Okay, wer bei dieser Bemerkung nicht zumindest schmunzeln musste, geht zum Lachen in den Keller. Aber auch der Komik-Faktor dieser Waffe hat nur eine Halbwertszeit von zwanzig Minuten. Zumal Erends Hammer sowieso den meisten Spaß bereitet, sodass ihr Aloy und Erend im Wechsel durch die Biome jagt oder die beiden gleichzeitig losschickt, sofern ihr einen Kumpel habt, der simultan an einem zweiten Controller mitmacht.
Eine Maßnahme, die wir empfehlen, wenn ihr Horizon-Fans seid und die Lego-Episode unbedingt spielen wollt, denn ein zweiter Spieler ist so ziemlich der einzige Faktor, der auf Dauer hilft, die Einseitigkeit des Spielgeschehens zu kompensieren. Alles andere geht in der Flachheit der Spielideen unter.
Mäßiger Spielwert
Versteckte Schatztruhen finden? Kein Problem dank des Fokus-Scans, zumal sie oft einfach nur hinter wuchernden Pflanzen liegen, die ihr verbrennt, indem ihr einen Pfeil durch ein loderndes Feuer schießt.
Heimlichkeit durch Verstecken in hohen Gräsern? Ist gemäß den Regeln der Hauptserie möglich, aber völlig unnötig, weil das gesamte Spiel auf direkte Konfrontation ausgelegt ist. Schalter umlegen und Mini-Puzzles lösen? Auch eine Angelegenheit von Sekunden. Es ist eher das Wo als das Wie, das euch bei den Schaltern beschäftigt.

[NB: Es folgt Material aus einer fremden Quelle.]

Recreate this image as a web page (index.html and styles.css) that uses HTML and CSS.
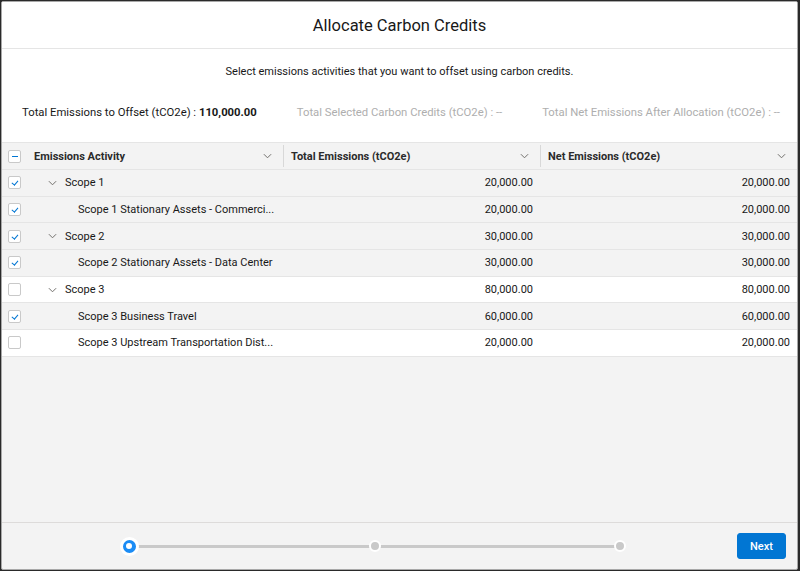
FILE: index.html
```html
<!DOCTYPE html>
<html lang="en">
<head>
<meta charset="UTF-8" />
<meta name="viewport" content="width=device-width, initial-scale=1" />
<title>Allocate Carbon Credits</title>
<link rel="stylesheet" href="styles.css">
</head>
<body>
  <div class="modal">
    <header class="modal-header">
      <h2>Allocate Carbon Credits</h2>
    </header>

    <div class="modal-content">
      <p class="intro">Select emissions activities that you want to offset using carbon credits.</p>
      <div class="totals">
        <span>Total Emissions to Offset (tCO2e) : <b>110,000.00</b></span>
        <span class="muted">Total Selected Carbon Credits (tCO2e) : --</span>
        <span class="muted">Total Net Emissions After Allocation (tCO2e) : --</span>
      </div>

      <div class="grid">
        <div class="row head">
          <div class="cell check"><span class="box mixed"></span></div>
          <div class="cell label">Emissions Activity <svg class="chev" viewBox="0 0 10 6"><path d="M1 1l4 4 4-4"/></svg></div>
          <div class="cell label sep">Total Emissions (tCO2e) <svg class="chev" viewBox="0 0 10 6"><path d="M1 1l4 4 4-4"/></svg></div>
          <div class="cell label sep">Net Emissions (tCO2e) <svg class="chev" viewBox="0 0 10 6"><path d="M1 1l4 4 4-4"/></svg></div>
        </div>

        <div class="row selected">
          <div class="cell check"><span class="box checked"></span></div>
          <div class="cell name parent"><svg class="toggle" viewBox="0 0 10 6"><path d="M1 1l4 4 4-4"/></svg>Scope 1</div>
          <div class="cell num">20,000.00</div>
          <div class="cell num">20,000.00</div>
        </div>
        <div class="row selected">
          <div class="cell check"><span class="box checked"></span></div>
          <div class="cell name child" title="Scope 1 Stationary Assets - Commercial Building">Scope 1 Stationary Assets - Commerci...</div>
          <div class="cell num">20,000.00</div>
          <div class="cell num">20,000.00</div>
        </div>
        <div class="row selected">
          <div class="cell check"><span class="box checked"></span></div>
          <div class="cell name parent"><svg class="toggle" viewBox="0 0 10 6"><path d="M1 1l4 4 4-4"/></svg>Scope 2</div>
          <div class="cell num">30,000.00</div>
          <div class="cell num">30,000.00</div>
        </div>
        <div class="row selected">
          <div class="cell check"><span class="box checked"></span></div>
          <div class="cell name child">Scope 2 Stationary Assets - Data Center</div>
          <div class="cell num">30,000.00</div>
          <div class="cell num">30,000.00</div>
        </div>
        <div class="row">
          <div class="cell check"><span class="box"></span></div>
          <div class="cell name parent"><svg class="toggle" viewBox="0 0 10 6"><path d="M1 1l4 4 4-4"/></svg>Scope 3</div>
          <div class="cell num">80,000.00</div>
          <div class="cell num">80,000.00</div>
        </div>
        <div class="row selected">
          <div class="cell check"><span class="box checked"></span></div>
          <div class="cell name child">Scope 3 Business Travel</div>
          <div class="cell num">60,000.00</div>
          <div class="cell num">60,000.00</div>
        </div>
        <div class="row">
          <div class="cell check"><span class="box"></span></div>
          <div class="cell name child" title="Scope 3 Upstream Transportation Distribution">Scope 3 Upstream Transportation Dist...</div>
          <div class="cell num">20,000.00</div>
          <div class="cell num">20,000.00</div>
        </div>
      </div>
    </div>

    <footer class="modal-footer">
      <div class="progress">
        <span class="step current"><i></i></span>
        <span class="step"><i></i></span>
        <span class="step"><i></i></span>
      </div>
      <button class="btn-brand">Next</button>
    </footer>
  </div>
</body>
</html>
```

FILE: styles.css
```css
html, body {
  margin: 0;
  height: 100%;
}
body {
  background-color: #2a2a2a;
  font-family: Roboto, "Liberation Sans", Arial, sans-serif;
  font-size: 11px;
  color: #181818;
  padding: 1px 0 0 1px;
  box-sizing: border-box;
}
.modal {
  width: 797px;
  height: 569px;
  box-sizing: border-box;
  border: 1px solid #a8a8a8;
  border-radius: 2px;
  background-color: #f3f3f3;
  display: flex;
  flex-direction: column;
  overflow: hidden;
}
.modal-header {
  height: 46px;
  background-color: #fff;
  border-bottom: 1px solid #e5e5e5;
  display: flex;
  align-items: center;
  justify-content: center;
}
.modal-header h2 {
  margin: 0;
  font-size: 16.5px;
  font-weight: 400;
}
.modal-content {
  flex: 1;
}
.intro {
  margin: 0;
  padding-top: 15px;
  line-height: 16px;
  text-align: center;
  background-color: #fff;
}
.totals {
  display: flex;
  justify-content: space-between;
  padding: 25px 17px 21px 20px;
  font-size: 11.3px;
  line-height: 16px;
  background-color: #fff;
}
.totals b {
  font-weight: 700;
}
.muted {
  color: #aeaeae;
}

/* tree grid */
.grid {
  border-top: 1px solid #e5e5e5;
}
.row {
  display: grid;
  grid-template-columns: 26px 255px 257px 1fr;
  height: 25.7px;
  border-bottom: 1px solid #e5e5e5;
  background-color: #fff;
}
.row.selected,
.row.head {
  background-color: #f3f3f3;
}
.row.head {
  height: 26px;
}
.cell {
  display: flex;
  align-items: center;
  min-width: 0;
  white-space: nowrap;
}
.cell.check {
  padding-left: 6px;
}
.cell.label {
  font-weight: 700;
  color: #2b2b2b;
  padding: 0 11px 0 8px;
  justify-content: space-between;
}
.row.head .cell.label:nth-child(2) {
  padding-left: 6px;
}
.cell.sep {
  position: relative;
}
.cell.sep::before {
  content: "";
  position: absolute;
  left: 0;
  top: 2px;
  bottom: 2px;
  width: 1px;
  background-color: #d8d8d8;
}
.chev,
.toggle {
  width: 9px;
  height: 6px;
  fill: none;
  stroke: #706e6b;
  stroke-width: 1.1;
}
.cell.name.parent {
  padding-left: 20px;
}
.cell.name.parent .toggle {
  margin-right: 8px;
}
.cell.name.child {
  padding-left: 50px;
}
.cell.num {
  justify-content: flex-end;
  padding-right: 7px;
}

.box {
  width: 13px;
  height: 13px;
  box-sizing: border-box;
  border: 1px solid #c9c9c9;
  border-radius: 2px;
  background-color: #fff;
  position: relative;
}
.box.checked::after {
  content: "";
  position: absolute;
  left: 3.5px;
  top: 2px;
  width: 2.5px;
  height: 5px;
  border: solid #0176d3;
  border-width: 0 1.6px 1.6px 0;
  transform: rotate(40deg);
}
.box.mixed::after {
  content: "";
  position: absolute;
  left: 2.5px;
  top: 5px;
  width: 6px;
  height: 1.5px;
  background-color: #0176d3;
}

/* footer */
.modal-footer {
  height: 46px;
  border-top: 1px solid #dddbda;
  display: flex;
  align-items: center;
  padding-right: 11px;
}
.progress {
  margin-left: 117px;
  width: 511px;
  display: flex;
  justify-content: space-between;
  background: linear-gradient(#c9c9c9, #c9c9c9) no-repeat center / calc(100% - 20px) 3px;
}
.step {
  width: 20px;
  height: 20px;
  display: flex;
  align-items: center;
  justify-content: center;
}
.step i {
  width: 12px;
  height: 12px;
  box-sizing: border-box;
  border: 2.5px solid #fff;
  border-radius: 50%;
  background-color: #c9c9c9;
}
.step.current i {
  width: 19px;
  height: 19px;
  border: 3px solid #fff;
  background-color: #1b8cf5;
  position: relative;
}
.step.current i::after {
  content: "";
  position: absolute;
  left: 3.5px;
  top: 3.5px;
  width: 6px;
  height: 6px;
  border-radius: 50%;
  background-color: #fff;
}
.btn-brand {
  margin-left: auto;
  width: 49px;
  height: 26px;
  border: 1px solid #0176d3;
  border-radius: 3px;
  background-color: #0176d3;
  color: #fff;
  font-family: inherit;
  font-size: 11px;
  font-weight: 500;
  padding: 0;
  cursor: pointer;
}
```
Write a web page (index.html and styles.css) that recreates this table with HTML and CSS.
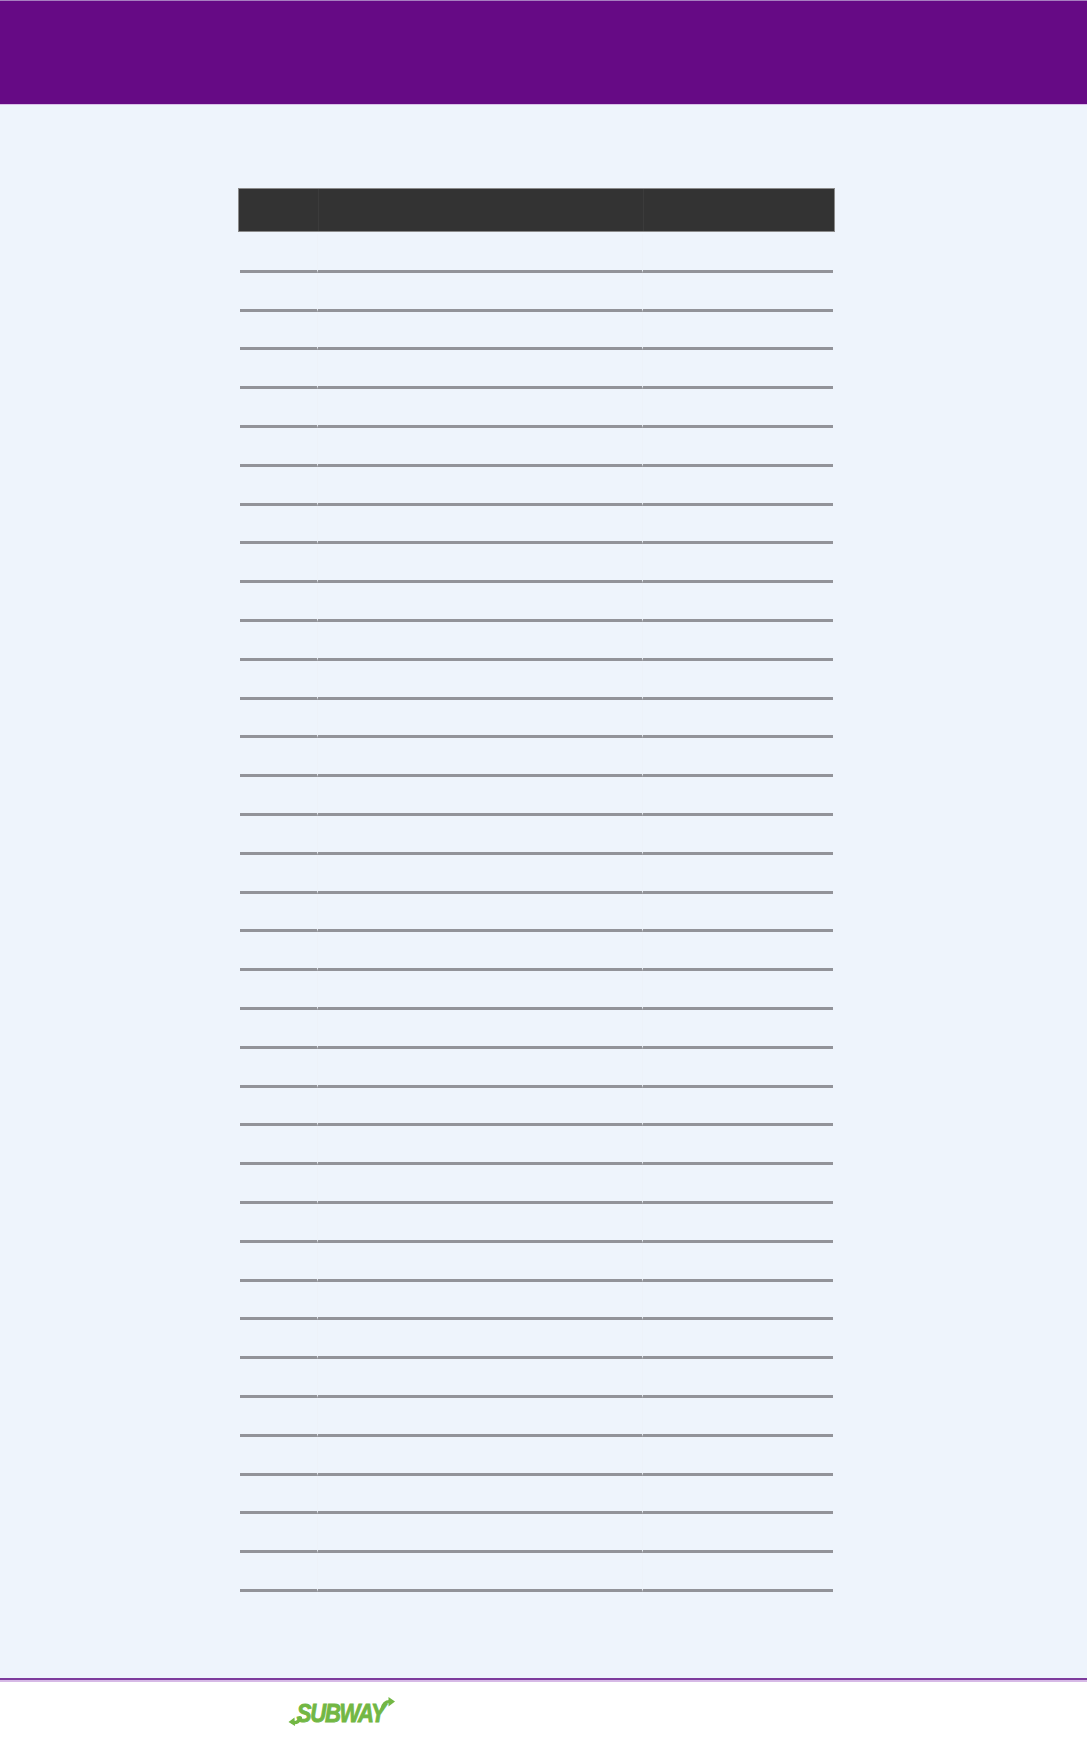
FILE: index.html
```html
<!DOCTYPE html>
<html lang="en">
<head>
<meta charset="utf-8">
<title>Sheet</title>
<link rel="stylesheet" href="styles.css">
</head>
<body>
<header class="topbar"></header>
<main class="content">
  <div class="sheet">
    <div class="sheet-head">
      <div class="hcell c1"></div>
      <div class="hcell c2"></div>
      <div class="hcell c3"></div>
    </div>
    <div class="sheet-body" id="rows"></div>
  </div>
</main>
<footer class="footer">
  <div class="logo">
    <svg class="arrow-l" width="14" height="26" viewBox="0 0 14 26">
      <path d="M12.5 17 Q10 22.5 5 21.5" fill="none" stroke="#72b744" stroke-width="3.2" stroke-linecap="round"/>
      <path d="M0.5 21 L6.5 16.5 L7 25 Z" fill="#72b744"/>
    </svg>
    <span class="logo-text">SUBWAY</span>
    <svg class="arrow-r" width="16" height="26" viewBox="0 0 16 26">
      <path d="M2 12 Q3.5 4.5 9.5 4.5" fill="none" stroke="#72b744" stroke-width="3.2" stroke-linecap="round"/>
      <path d="M15 4.5 L8.5 0 L8.5 9.5 Z" fill="#72b744"/>
    </svg>
  </div>
</footer>
<script>
  var body = document.getElementById('rows');
  var html = '';
  for (var i = 0; i < 35; i++) {
    html += '<div class="row"><div class="cell"></div><div class="cell"></div><div class="cell"></div></div>';
  }
  body.innerHTML = html;
</script>
</body>
</html>
```
FILE: styles.css
```css
* { box-sizing: border-box; }
html, body {
  margin: 0;
  padding: 0;
}
body {
  background: #eef4fc;
  font-family: "Liberation Sans", Arial, sans-serif;
}
.topbar {
  height: 105px;
  background: #660a85;
  border-top: 1px solid #a77fc0;
  border-bottom: 1px solid #d9c0e9;
}
.content {
  padding: 83px 0 86px 238px;
}
.sheet {
  width: 597px;
}
.sheet-head {
  display: grid;
  grid-template-columns: 79px 325px 1fr;
  height: 44px;
  background: #333333;
  border: 1px solid #8a8a8a;
}
.hcell + .hcell {
  border-left: 1px solid #3b3b3b;
}
.sheet-body {
  margin: 2px 2px 0;
}
.row {
  display: grid;
  grid-template-columns: 77px 325px 1fr;
  height: 38.8px;
}
.cell {
  border-bottom: 3px solid #929399;
}
.cell + .cell {
  border-left: 1px solid #edf2f9;
}
.footer {
  height: 81px;
  background: #ffffff;
  border-top: 2px solid #7d3b9c;
  box-shadow: inset 0 2px 0 #d6b9e6;
  padding: 19px 0 0 288px;
}
.logo {
  display: inline-flex;
  align-items: center;
  height: 28px;
}
.logo-text {
  display: inline-block;
  font-family: "Liberation Sans", Arial, sans-serif;
  font-weight: 700;
  font-style: italic;
  font-size: 26px;
  letter-spacing: -1.5px;
  -webkit-text-stroke: 0.9px #72b744;
  color: #72b744;
  line-height: 28px;
  transform: scaleX(0.85);
  margin: 0 -12px 0 -13px;
}
.arrow-l { margin-top: 2px; }
.arrow-r { margin-top: -6px; }
```
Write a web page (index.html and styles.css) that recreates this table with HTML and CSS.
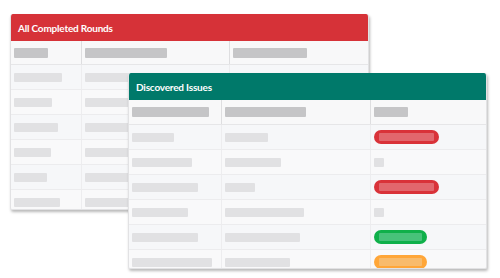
FILE: index.html
```html
<!DOCTYPE html>
<html>
<head>
<meta charset="utf-8">
<link rel="stylesheet" href="styles.css">
</head>
<body>
<div class="stage">
  <section class="card card-rounds">
    <header class="card-head head-red">All Completed Rounds</header>
    <div class="grid grid-rounds">
      <div class="row row-head">
        <div class="cell"><span class="bar bar-dark" style="width:34px"></span></div>
        <div class="cell"><span class="bar bar-dark" style="width:82px"></span></div>
        <div class="cell"><span class="bar bar-dark" style="width:74px"></span></div>
      </div>
      <div class="row">
        <div class="cell"><span class="bar" style="width:48px"></span></div>
        <div class="cell"><span class="bar" style="width:70px"></span></div>
        <div class="cell"><span class="bar" style="width:60px"></span></div>
      </div>
      <div class="row">
        <div class="cell"><span class="bar" style="width:38px"></span></div>
        <div class="cell"><span class="bar" style="width:80px"></span></div>
        <div class="cell"><span class="bar" style="width:50px"></span></div>
      </div>
      <div class="row">
        <div class="cell"><span class="bar" style="width:44px"></span></div>
        <div class="cell"><span class="bar" style="width:66px"></span></div>
        <div class="cell"><span class="bar" style="width:70px"></span></div>
      </div>
      <div class="row">
        <div class="cell"><span class="bar" style="width:37px"></span></div>
        <div class="cell"><span class="bar" style="width:74px"></span></div>
        <div class="cell"><span class="bar" style="width:40px"></span></div>
      </div>
      <div class="row">
        <div class="cell"><span class="bar" style="width:33px"></span></div>
        <div class="cell"><span class="bar" style="width:62px"></span></div>
        <div class="cell"><span class="bar" style="width:55px"></span></div>
      </div>
      <div class="row">
        <div class="cell"><span class="bar" style="width:46px"></span></div>
        <div class="cell"><span class="bar" style="width:78px"></span></div>
        <div class="cell"><span class="bar" style="width:60px"></span></div>
      </div>
    </div>
  </section>

  <section class="card card-issues">
    <header class="card-head head-teal">Discovered Issues</header>
    <div class="grid grid-issues">
      <div class="row row-head">
        <div class="cell"><span class="bar bar-dark" style="width:77px"></span></div>
        <div class="cell"><span class="bar bar-dark" style="width:81px"></span></div>
        <div class="cell"><span class="bar bar-dark" style="width:34px"></span></div>
      </div>
      <div class="row">
        <div class="cell"><span class="bar" style="width:42px"></span></div>
        <div class="cell"><span class="bar" style="width:43px"></span></div>
        <div class="cell"><span class="pill pill-red"></span></div>
      </div>
      <div class="row">
        <div class="cell"><span class="bar" style="width:60px"></span></div>
        <div class="cell"><span class="bar" style="width:56px"></span></div>
        <div class="cell"><span class="dot"></span></div>
      </div>
      <div class="row">
        <div class="cell"><span class="bar" style="width:66px"></span></div>
        <div class="cell"><span class="bar" style="width:30px"></span></div>
        <div class="cell"><span class="pill pill-red"></span></div>
      </div>
      <div class="row">
        <div class="cell"><span class="bar" style="width:56px"></span></div>
        <div class="cell"><span class="bar" style="width:79px"></span></div>
        <div class="cell"><span class="dot"></span></div>
      </div>
      <div class="row">
        <div class="cell"><span class="bar" style="width:66px"></span></div>
        <div class="cell"><span class="bar" style="width:75px"></span></div>
        <div class="cell"><span class="pill pill-green"></span></div>
      </div>
      <div class="row">
        <div class="cell"><span class="bar" style="width:80px"></span></div>
        <div class="cell"><span class="bar" style="width:65px"></span></div>
        <div class="cell"><span class="pill pill-orange"></span></div>
      </div>
    </div>
  </section>
</div>
</body>
</html>
```

FILE: styles.css
```css
* { box-sizing: border-box; }

html, body {
  margin: 0;
  padding: 0;
  background: #ffffff;
  font-family: Lato, "Open Sans", "Liberation Sans", sans-serif;
}

.stage {
  position: relative;
  width: 500px;
  height: 278px;
  padding: 14px 0 0 10px;
}

.card {
  width: 359px;
  height: 196px;
  background: #f9f9fa;
  border: 1px solid #e2e2e4;
  border-top: none;
  border-radius: 3px 3px 2px 2px;
  overflow: hidden;
  box-shadow: 1px 2px 3px rgba(0, 0, 0, 0.28);
}

.card-issues {
  position: absolute;
  left: 128px;
  top: 73px;
}

.card-head {
  height: 27px;
  display: flex;
  align-items: center;
  padding-left: 7px;
  padding-top: 1px;
  color: #ffffff;
  font-size: 10px;
  font-weight: 700;
  letter-spacing: -0.2px;
}

.head-red { background: #d63238; }
.head-teal { background: #00796a; }

.grid { display: flex; flex-direction: column; }

.row {
  display: grid;
  height: 25px;
  border-bottom: 1px solid #ececee;
  flex: none;
}

.row:nth-child(even) { background: #f6f7f9; }

.grid-rounds .row { grid-template-columns: 70px 148px 1fr; }
.grid-issues .row { grid-template-columns: 92px 149px 1fr; }

.row-head { height: 24px; background: #f8f8f9; border-bottom-color: #e6e6e8; }
.grid-issues .row-head { height: 25px; }

.cell {
  display: flex;
  align-items: center;
  padding-left: 3px;
  border-left: 1px solid #ededef;
}

.cell:first-child { border-left: none; padding-left: 3px; }
.row-head .cell { border-left-color: #dedee0; }

.bar {
  display: block;
  height: 9px;
  background: #e1e1e3;
  border-radius: 1px;
}

.bar-dark {
  height: 10px;
  background: #c5c5c7;
}

.dot {
  display: block;
  width: 10px;
  height: 9px;
  background: #e1e1e3;
  border-radius: 1px;
}

.pill {
  display: flex;
  align-items: center;
  justify-content: center;
  width: 65px;
  height: 14px;
  border-radius: 7px;
  padding: 3px 5px;
}

.pill::after {
  content: "";
  display: block;
  width: 100%;
  height: 100%;
  border-radius: 1px;
}

.pill-red { background: #d93239; }
.pill-red::after { background: #e2676d; }

.pill-green { width: 53px; background: #0fb04a; }
.pill-green::after { background: #47c27a; }

.pill-orange { width: 53px; background: #ffa638; }
.pill-orange::after { background: #f8bb6c; }
```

Ansonsten lauft ihr einfach nur durch die schönen, aber statischen Level, sammelt Geld, das ihr später in Mutterherz einsetzt, um neue Outfits und kleine Bauwerke freizuschalten und rutscht mal ein Seil hinab und haltet nach temporär einsetzbaren Sonderwaffen Ausschau. Manche sind tatsächlich ziemlich nützlich. Etwa ein Erdbebenhammer mit großer Reichweite oder ein Bogen mit streuenden Pfeilen. Andere sind so wertvoll wie ein Loch im Zahn, weil ihr Einsatz euch zu passivem Verhalten verdonnert. Warum der Schild als Sonderwaffe eingebaut wurde, können wir euch nicht erklären. Er hilft euch einfach nicht weiter.